"VW tarihinin en derin krizine ilerliyor"

"VW tarihinin en derin krizine ilerliyor"

Emisyon skandalı nedeniyle zor bir dönemden geçen Volkswagen (VW), ABD'deki araç sahiplerinin uğradığı zararın giderilmesi için yetkili kurumlarla anlaşma sağladı. Alman gazetelerinde bu konuya ilişkin yorumlar ağırlıkta. Landeszeitung adlı gazetenin yorumu şöyle:

“VW için sadece bir soluklanma molası bu. Gerçek bir ferahlama için henüz vakit erken. Almanya'daki milyonlarca sorunlu araç sahibi de ABD'dekine benzer cömert tazminatlar istemeye kalkışırsa, işte VW asıl o zaman soluk almada güçlük çekecek. VW'nin ABD'de skandaldan etkilenen 600 bin kadar müşterisiyle ilgili diğer ayrıntıları da düşünmesi gerekiyor. Şimdiye kadar holdingde ne iç soruşturmayı yürütenler sorumlulurı ortaya çıkarabildi ne de soruna teknik çözümler bulunabildi. Volkswagen hatalı kararlar zincirinin etkisinde yavaş yavaş tarihinin en derin krizine doğru ilerliyor. Bu krizi kendi gücüyle ‘sollayıp' geride bırakması da mümkün görünmüyor.”

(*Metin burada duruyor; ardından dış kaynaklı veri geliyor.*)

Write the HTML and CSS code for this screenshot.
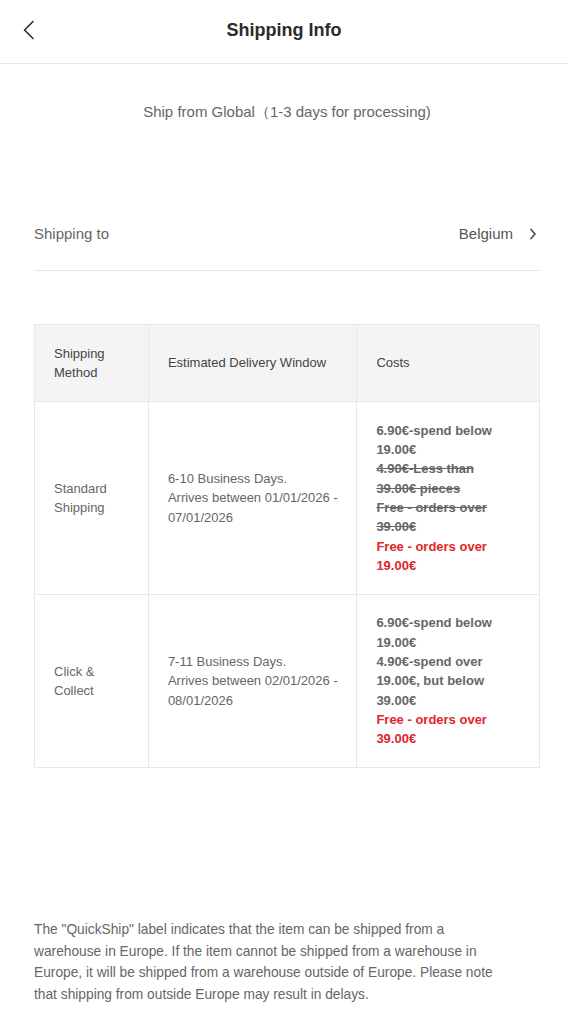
FILE: index.html
```html
<!DOCTYPE html>
<html lang="en">
<head>
<meta charset="utf-8">
<title>Shipping Info</title>
<link rel="stylesheet" href="styles.css">
</head>
<body>
<header class="topbar">
  <button class="back" aria-label="Back">
    <svg width="14" height="20" viewBox="0 0 14 20"><path d="M11 1.5 L2.5 10 L11 18.5" fill="none" stroke="#333" stroke-width="1.7" stroke-linecap="round" stroke-linejoin="round"/></svg>
  </button>
  <h1 class="title">Shipping Info</h1>
</header>
<main class="content">
  <p class="ship-from">Ship from Global（1-3 days for processing)</p>
  <div class="ship-to">
    <span class="ship-to-label">Shipping to</span>
    <span class="ship-to-value">Belgium
      <svg width="8" height="12" viewBox="0 0 8 12"><path d="M2 1.5 L6 6 L2 10.5" fill="none" stroke="#555" stroke-width="1.8" stroke-linecap="round" stroke-linejoin="round"/></svg>
    </span>
  </div>
  <table class="rates">
    <thead>
      <tr>
        <th class="c1">Shipping Method</th>
        <th class="c2">Estimated Delivery Window</th>
        <th class="c3">Costs</th>
      </tr>
    </thead>
    <tbody>
      <tr class="r1">
        <td>Standard Shipping</td>
        <td class="window">6-10 Business Days.<br>Arrives between 01/01/2026 - 07/01/2026</td>
        <td class="cost">
          <div>6.90€-spend below 19.00€</div>
          <div class="old">4.90€-Less than 39.00€ pieces</div>
          <div class="old">Free - orders over 39.00€</div>
          <div class="hot">Free - orders over 19.00€</div>
        </td>
      </tr>
      <tr class="r2">
        <td>Click &amp; Collect</td>
        <td class="window">7-11 Business Days.<br>Arrives between 02/01/2026 - 08/01/2026</td>
        <td class="cost">
          <div>6.90€-spend below 19.00€</div>
          <div>4.90€-spend over 19.00€, but below 39.00€</div>
          <div class="hot">Free - orders over 39.00€</div>
        </td>
      </tr>
    </tbody>
  </table>
  <p class="note">The "QuickShip" label indicates that the item can be shipped from a warehouse in Europe. If the item cannot be shipped from a warehouse in Europe, it will be shipped from a warehouse outside of Europe. Please note that shipping from outside Europe may result in delays.</p>
</main>
</body>
</html>
```

FILE: styles.css
```css
* { box-sizing: border-box; }
html, body { margin: 0; padding: 0; background: #fff; }
body {
  font-family: "Liberation Sans", Arial, Helvetica, sans-serif;
  color: #666;
  width: 568px;
}
.topbar {
  height: 64px;
  border-bottom: 1px solid #e8e8e8;
  display: flex;
  align-items: center;
  justify-content: center;
  position: relative;
}
.back {
  position: absolute;
  left: 22px;
  top: 20px;
  width: 14px;
  height: 20px;
  padding: 0;
  border: 0;
  background: none;
  display: flex;
}
.title {
  margin: 0;
  font-size: 18px;
  font-weight: 700;
  color: #2b2b2b;
  line-height: 24px;
  padding-bottom: 4px;
}
.content {
  padding: 0 28px 0 34px;
}
.ship-from {
  margin: 38px 0 0;
  text-align: center;
  font-size: 15px;
  line-height: 20px;
  color: #666;
}
.ship-to {
  margin-top: 76px;
  height: 73px;
  border-bottom: 1px solid #e6e6e6;
  display: flex;
  justify-content: space-between;
  align-items: center;
  font-size: 15px;
  color: #666;
  padding-bottom: 1px;
}
.ship-to-value {
  display: flex;
  align-items: center;
  gap: 16px;
  color: #555;
  padding-right: 3px;
}
.rates {
  margin-top: 53px;
  width: 506px;
  border-collapse: collapse;
  font-size: 13px;
  line-height: 19.3px;
  color: #666;
}
.rates th, .rates td {
  border: 1px solid #e8e8e8;
  text-align: left;
  vertical-align: middle;
  padding: 0 19px 0 19px;
  font-weight: 400;
}
.rates thead th {
  background: #f4f4f4;
  height: 77px;
  color: #444;
}
.c1 { width: 114px; }
.c2 { width: 209px; }
.c3 { width: 183px; }
.rates td.window { padding-right: 8px; }
.r1 td { height: 193px; }
.r2 td { height: 173px; }
.rates td.cost { font-weight: 700; color: #666; padding-right: 30px; }
.cost .old { text-decoration: line-through; }
.cost .hot { color: #e0262b; }
.note {
  margin: 151px 0 0;
  max-width: 470px;
  font-size: 13.75px;
  line-height: 21.5px;
  color: #666;
}
```
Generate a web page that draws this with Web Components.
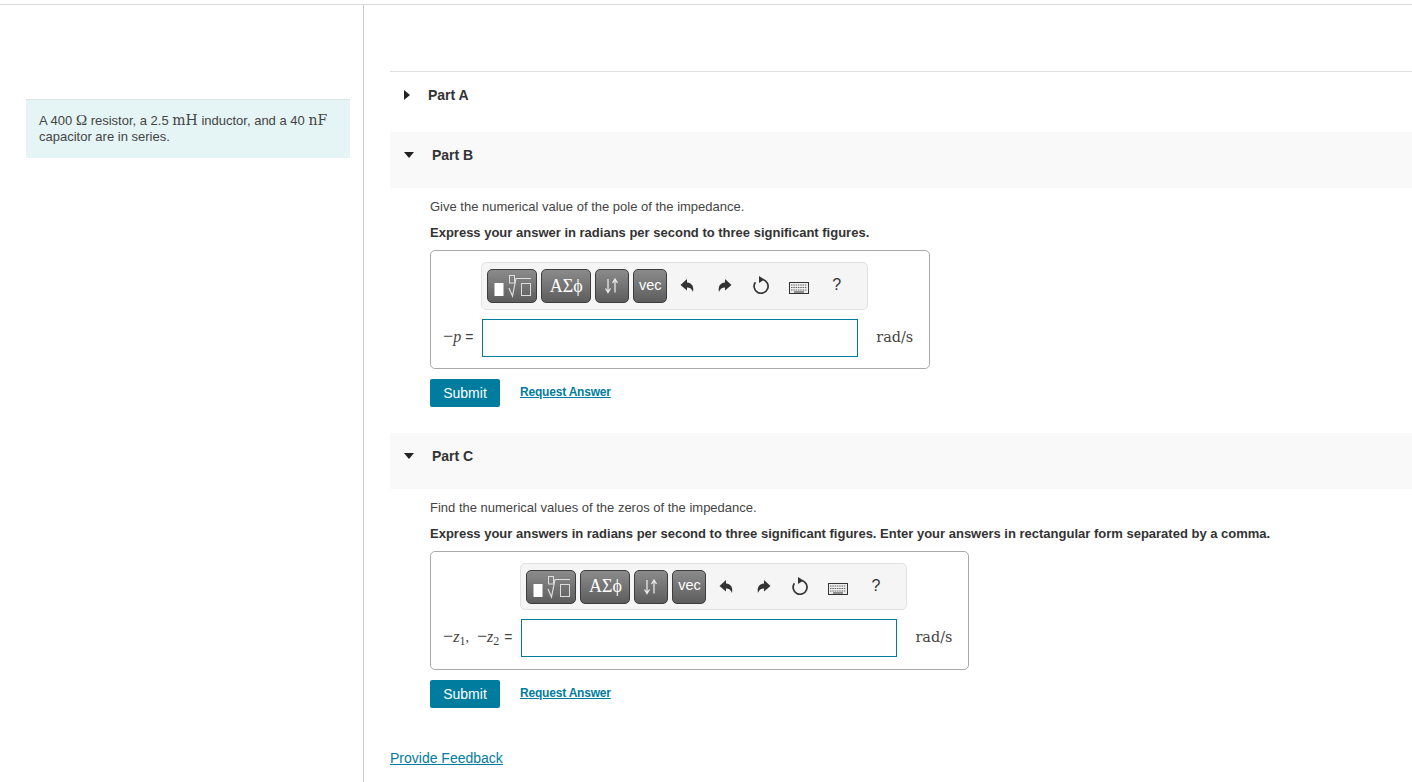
<!DOCTYPE html>
<html lang="en">
<head>
<meta charset="utf-8">
<title>Part B and Part C</title>
<style>
html, body { margin: 0; padding: 0; background: #fff; }
body { font-family: "Liberation Sans", Arial, sans-serif; color: #333; overflow: hidden; height: 782px; }
.m { font-family: "DejaVu Serif", serif; font-size: 14px; line-height: 0; }
.o { font-family: "Liberation Serif", serif; font-size: 15px; line-height: 0; }
.v { font-family: "Liberation Serif", serif; font-style: italic; font-size: 16px; }
.n { font-family: "Liberation Serif", serif; font-size: 18px; line-height: 0; }
.c { font-family: "Liberation Serif", serif; font-size: 14px; margin-right: 8px; }
.s { font-family: "Liberation Serif", serif; font-size: 12px; vertical-align: -3px; line-height: 0; }
.sm { font-size: 14px; margin-left: 4px; }
</style>
</head>
<body>

<item-page>
  <problem-note slot="side">
    A 400 <span class="o">Ω</span> resistor, a 2.5 <span class="m">mH</span> inductor, and a 40 <span class="m">nF</span> capacitor are in series.
  </problem-note>

  <item-part title="Part A" style="--head-h:60px;--head-bg:transparent;--title-left:38px;--rule:1px solid #e0e0e0"></item-part>

  <item-part title="Part B" open>
    <span slot="prompt">Give the numerical value of the pole of the impedance.</span>
    <span slot="instruction">Express your answer in radians per second to three significant figures.</span>
    <answer-box>
      <span slot="label"><span class="n">−</span><span class="v">p</span><span class="sm">=</span></span>
    </answer-box>
  </item-part>

  <item-part title="Part C" open style="--top-gap:26px">
    <span slot="prompt">Find the numerical values of the zeros of the impedance.</span>
    <span slot="instruction">Express your answers in radians per second to three significant figures. Enter your answers in rectangular form separated by a comma.</span>
    <answer-box style="--bar-h:47px;--box-pb:12px">
      <span slot="label"><span class="n">−</span><span class="v">z</span><span class="s">1</span><span class="c">,</span><span class="n">−</span><span class="v">z</span><span class="s">2</span><span class="sm" style="margin-left:5px">=</span></span>
    </answer-box>
  </item-part>

  <a slot="feedback" href="#" style="color:#007c9e;font-size:14px">Provide Feedback</a>
</item-page>

<script>
function tpl(html) {
  const t = document.createElement('template');
  t.innerHTML = html;
  return t;
}

const pageTemplate = tpl(`
<style>
:host { display: block; box-sizing: border-box; height: 782px; padding-top: 4px; }
.top { border-top: 1px solid #ddd; display: grid; grid-template-columns: 364px 1fr; height: 777px; }
.side { border-right: 1px solid #c3ccd1; padding: 94px 13px 0 26px; }
.main { padding: 66px 0 0 26px; min-width: 0; }
.feedback { margin-top: 42px; line-height: 16px; }
</style>
<div class="top">
  <div class="side"><slot name="side"></slot></div>
  <div class="main">
    <slot></slot>
    <div class="feedback"><slot name="feedback"></slot></div>
  </div>
</div>`);

class ItemPage extends HTMLElement {
  constructor() {
    super();
    this.attachShadow({ mode: 'open' }).appendChild(pageTemplate.content.cloneNode(true));
  }
}
customElements.define('item-page', ItemPage);

const noteTemplate = tpl(`
<style>
:host {
  display: block;
  background: #e5f4f5;
  border-top: 1px solid #dbe5e5;
  padding: 13px 13px 13px;
  font-size: 13px;
  line-height: 16px;
  color: #444;
}
</style>
<slot></slot>`);

class ProblemNote extends HTMLElement {
  constructor() {
    super();
    this.attachShadow({ mode: 'open' }).appendChild(noteTemplate.content.cloneNode(true));
  }
}
customElements.define('problem-note', ProblemNote);

const partTemplate = tpl(`
<style>
:host { display: block; border-top: var(--rule, none); margin-top: var(--top-gap, 0); }
.head {
  height: var(--head-h, 56px);
  background: var(--head-bg, #f9f9f9);
  display: flex;
  align-items: center;
  box-sizing: border-box;
  position: relative;
  font-size: 14px;
  font-weight: bold;
  color: #333;
  padding-left: var(--title-left, 42px);
  padding-bottom: 10px;
}
.head svg { position: absolute; }
:host(:not([open])) .head { align-items: flex-start; padding-top: 15px; padding-bottom: 0; }
.body { padding: 11px 0 0 40px; font-size: 13px; }
:host(:not([open])) .body { display: none; }
.prompt { line-height: 16px; color: #444; }
.instruction { line-height: 16px; margin-top: 10px; font-weight: bold; color: #333; margin-bottom: 9px; white-space: nowrap; }
</style>
<div class="head"><span id="arrow"></span><span id="title"></span></div>
<div class="body">
  <div class="prompt"><slot name="prompt"></slot></div>
  <div class="instruction"><slot name="instruction"></slot></div>
  <slot></slot>
</div>`);

class ItemPart extends HTMLElement {
  constructor() {
    super();
    this.attachShadow({ mode: 'open' }).appendChild(partTemplate.content.cloneNode(true));
  }
  connectedCallback() {
    this.shadowRoot.getElementById('title').textContent = this.getAttribute('title');
    // title attr only feeds the heading, no tooltip wanted
    this.removeAttribute('title');
    const open = this.hasAttribute('open');
    this.shadowRoot.getElementById('arrow').innerHTML = open
      ? '<svg width="12" height="7" style="left:13px;top:20px"><path d="M1 0h10L6 6z" fill="#222"/></svg>'
      : '<svg width="8" height="12" style="left:13px;top:18px"><path d="M1 0v10L7 5z" fill="#222"/></svg>';
  }
}
customElements.define('item-part', ItemPart);

const toolbarTemplate = tpl(`
<style>
:host {
  display: flex;
  align-items: center;
  box-sizing: border-box;
  width: 387px;
  height: var(--bar-h, 48px);
  background: #f5f5f5;
  border: 1px solid #e2e2e2;
  border-radius: 5px;
  padding: 0 0 0 5px;
}
.b {
  box-sizing: border-box;
  height: 34px;
  margin-right: 4px;
  background: linear-gradient(#8b8b8b, #5d5d5d);
  border: 1px solid #3d3d3d;
  border-radius: 5px;
  color: #fff;
  display: flex;
  align-items: center;
  justify-content: center;
}
.tmpl { width: 50px; }
.greek { width: 50px; font: 18px "Liberation Serif", serif; }
.arr { width: 34px; }
.vec { width: 34px; font: 14.5px "Liberation Sans", sans-serif; padding-bottom: 3px; }
.tools { position: relative; flex: 1; height: 100%; color: #333; }
.tools svg, .tools span { position: absolute; }
</style>
<div class="b tmpl">
  <svg width="48" height="32" viewBox="0 0 48 32">
    <rect x="6.500" y="13" width="9" height="13" fill="#fff"/>
    <rect x="21.500" y="5.500" width="5" height="7.500" fill="none" stroke="#ddd"/>
    <path d="M21 18l3.500 8 3.500-17.500h15" fill="none" stroke="#ddd" stroke-width="1.200"/>
    <rect x="33.500" y="13.500" width="9" height="12" fill="none" stroke="#ddd"/>
  </svg>
</div>
<div class="b greek">ΑΣϕ</div>
<div class="b arr"><svg width="20" height="20" viewBox="0 0 20 20"><path d="M6 3v13.500M3.500 12.500L6 16.500 8.500 12.500M13 16.500V3M10.500 7L13 3l2.500 4" fill="none" stroke="#e8e8e8" stroke-width="1.300"/></svg></div>
<div class="b vec">vec</div>
<div class="tools">
  <svg style="left:9px;top:15px" width="16" height="16" viewBox="0 0 16 16"><path d="M7 1L.5 7 7 12.500V9.500c2.500 0 4.500.8 6 4.500 1-5-.5-9-6-9.500z" fill="#333"/></svg>
  <svg style="left:45px;top:15px" width="16" height="16" viewBox="0 0 16 16"><path d="M9 1l6.500 6L9 12.500V9.500c-2.500 0-4.500.8-6 4.500-1-5 .5-9 6-9.500z" fill="#333"/></svg>
  <svg style="left:80px;top:12px" width="20" height="20" viewBox="0 0 20 20"><path d="M6 5.500a7 7 0 1 0 8 0" fill="none" stroke="#333" stroke-width="1.700" transform="rotate(-20 10 11)"/><path d="M8 1l5.500 3.500L8 8z" fill="#333"/></svg>
  <svg style="left:118px;top:19px" width="20" height="14" viewBox="0 0 20 14"><rect x=".5" y=".5" width="19" height="11" fill="#eee" stroke="#333"/><path d="M2 3h16M2 5.500h16M2 8h16" stroke="#666" stroke-dasharray="1.500 .8" fill="none"/><path d="M5 10h10" stroke="#333"/></svg>
  <span style="left:161px;top:13px;font:16px 'Liberation Sans',sans-serif">?</span>
</div>`);

class MathToolbar extends HTMLElement {
  constructor() {
    super();
    this.attachShadow({ mode: 'open' }).appendChild(toolbarTemplate.content.cloneNode(true));
  }
}
customElements.define('math-toolbar', MathToolbar);

const answerTemplate = tpl(`
<style>
:host { display: block; }
.box {
  box-sizing: border-box;
  width: fit-content;
  border: 1px solid #aaa;
  border-radius: 5px;
  padding: 11px 16px var(--box-pb, 11px) 12px;
  display: grid;
  grid-template-columns: auto 376px auto;
  row-gap: 9px;
  align-items: center;
  color: #444;
}
math-toolbar { grid-column: 2; grid-row: 1; margin-left: -1px; }
.label { grid-row: 2; white-space: nowrap; padding-right: 9px; padding-bottom: 2px; }
.input { grid-row: 2; height: 38px; box-sizing: border-box; border: 1px solid #007c9e; background: #fff; }
.unit { grid-row: 2; font: 14.4px "DejaVu Serif", serif; padding-left: 18px; padding-bottom: 2px; color: #444; }
.actions { display: flex; align-items: center; margin-top: 10px; }
.submit {
  width: 70px; height: 28px;
  background: #007c9e;
  color: #fff;
  border-radius: 2px;
  font-size: 14px;
  display: flex; align-items: center; justify-content: center;
}
a { margin-left: 20px; color: #007c9e; font-size: 12px; letter-spacing: -0.2px; font-weight: bold; margin-bottom: 3px; }
</style>
<div class="box">
  <math-toolbar></math-toolbar>
  <div class="label"><slot name="label"></slot></div>
  <div class="input"></div>
  <div class="unit">rad/s</div>
</div>
<div class="actions">
  <div class="submit">Submit</div>
  <a href="#">Request Answer</a>
</div>`);

class AnswerBox extends HTMLElement {
  constructor() {
    super();
    this.attachShadow({ mode: 'open' }).appendChild(answerTemplate.content.cloneNode(true));
  }
}
customElements.define('answer-box', AnswerBox);
</script>
</body>
</html>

Volkswagen'ın emisyon skandalına ilişkin olarak ABD'de yetkili kurumlarla tazminat konusunda anlaştığına işaret eden Frankfurter Rundschau gazetesi ise yorumunda şu görüşlere yer veriyor:

“Bu durum Almanya ve diğer ülkeler için emsal oluşturmalı. VW holdingi hem devlet birimlerini hem de müşterilerini aldatmıştır. Çevre kanunlarına karşı işlenmiş ağır suçlardır bunlar ve onun için de hissedilir derecede para cezaları kesilmelidir. Tartışmasız başka bir nokta da aldatılmış olan müşterilere tazminat ödenmesi zorunluluğudur. Holdingin ABD’de ödemeye hazırlandığı cömert tazminatları diğer ülkelerdeki müşterilerinden esirgemesi ise skandalın boyutunu daha da büyütmektedir.”

Süddeutsche Zeitung'dan seçtiğimiz yorum ise görev süresi sona erecek olan ABD Başkanı Barack Obama’nın dış politikalarına odaklı:

“Uyguladığı politikalarla Obama çelişkili bir siyasi miras bırakıyor. Amerika’nın uzun yıllar süren kibirli tavrından vazgeçip alçakgönüllü politikalar uygulaması, kurtarıcı bir komutan değil, daha ziyade bir motivasyon koçu özlemi çeken dünya kamuoyu için fena bir sinyal değil. Ama aynı zamanda başkanlık makamı ABD için dünyadan elini ayağını çekme diye birşeyin olmayacağını gözler önüne seriyor. İnsanlık var olduğundan bu yana iktidar ve hakimiyet hep var olmuştur. Sadece yöntemlerde değişiklikler olmuştur. Obama ABD’nin dış politika mekanizmasında tamir yaptı. Ancak ortaya çıkan yeni cihaz henüz tam işlemiyor. Müstakbel başkan bu planı tamamlamak durumunda.”

Volksstimme adlı gazete ise Makedonya’daki huzursuzlukları yorum sütunlarına taşımış:

“Makedonya, güney sınırını mülteci akınına karşı korurken dışarıya yansıttığı istikrar yanıltıcı bir görüntü. Aslında iki milyonluk nüfusa sahip bu ülke siyasi kaos içinde kaybolma tehlikesi içinde. Devlet Başkanı Ivanov çok sayıda yargılanmış politikacıya af çıkarttığı için Üsküp’teki halk sokaklara çıkıyor. Onların öfkesi özellikle eski başbakan Gruevski’ye yönelik. Gruevski, Makedonya’yı neredeyse yönetilemez duruma getiren yolsuzluk ve dinleme skandallarından sorumlu tutuluyor. Yeni bin yılın başında bu Balkan cumhuriyetinin gösterdiği umut verici gelişme ve AB istikametinde hızla ilerlemesi süreci şimdi tersine dönmüş durumda. Şimdilerde Makedonya'da yapılacak yeni seçimler ülkeye istikrar getirebilirse, Brüksel buna bile sevinecek duruma geldi. Zira ülke daha fazla çöküntüye uğrayacak olursa bu durumun Makedon çoğunluk ile Arnavut azınlık arasındaki anlaşmazlığı da fitillemesinden endişe ediliyor.”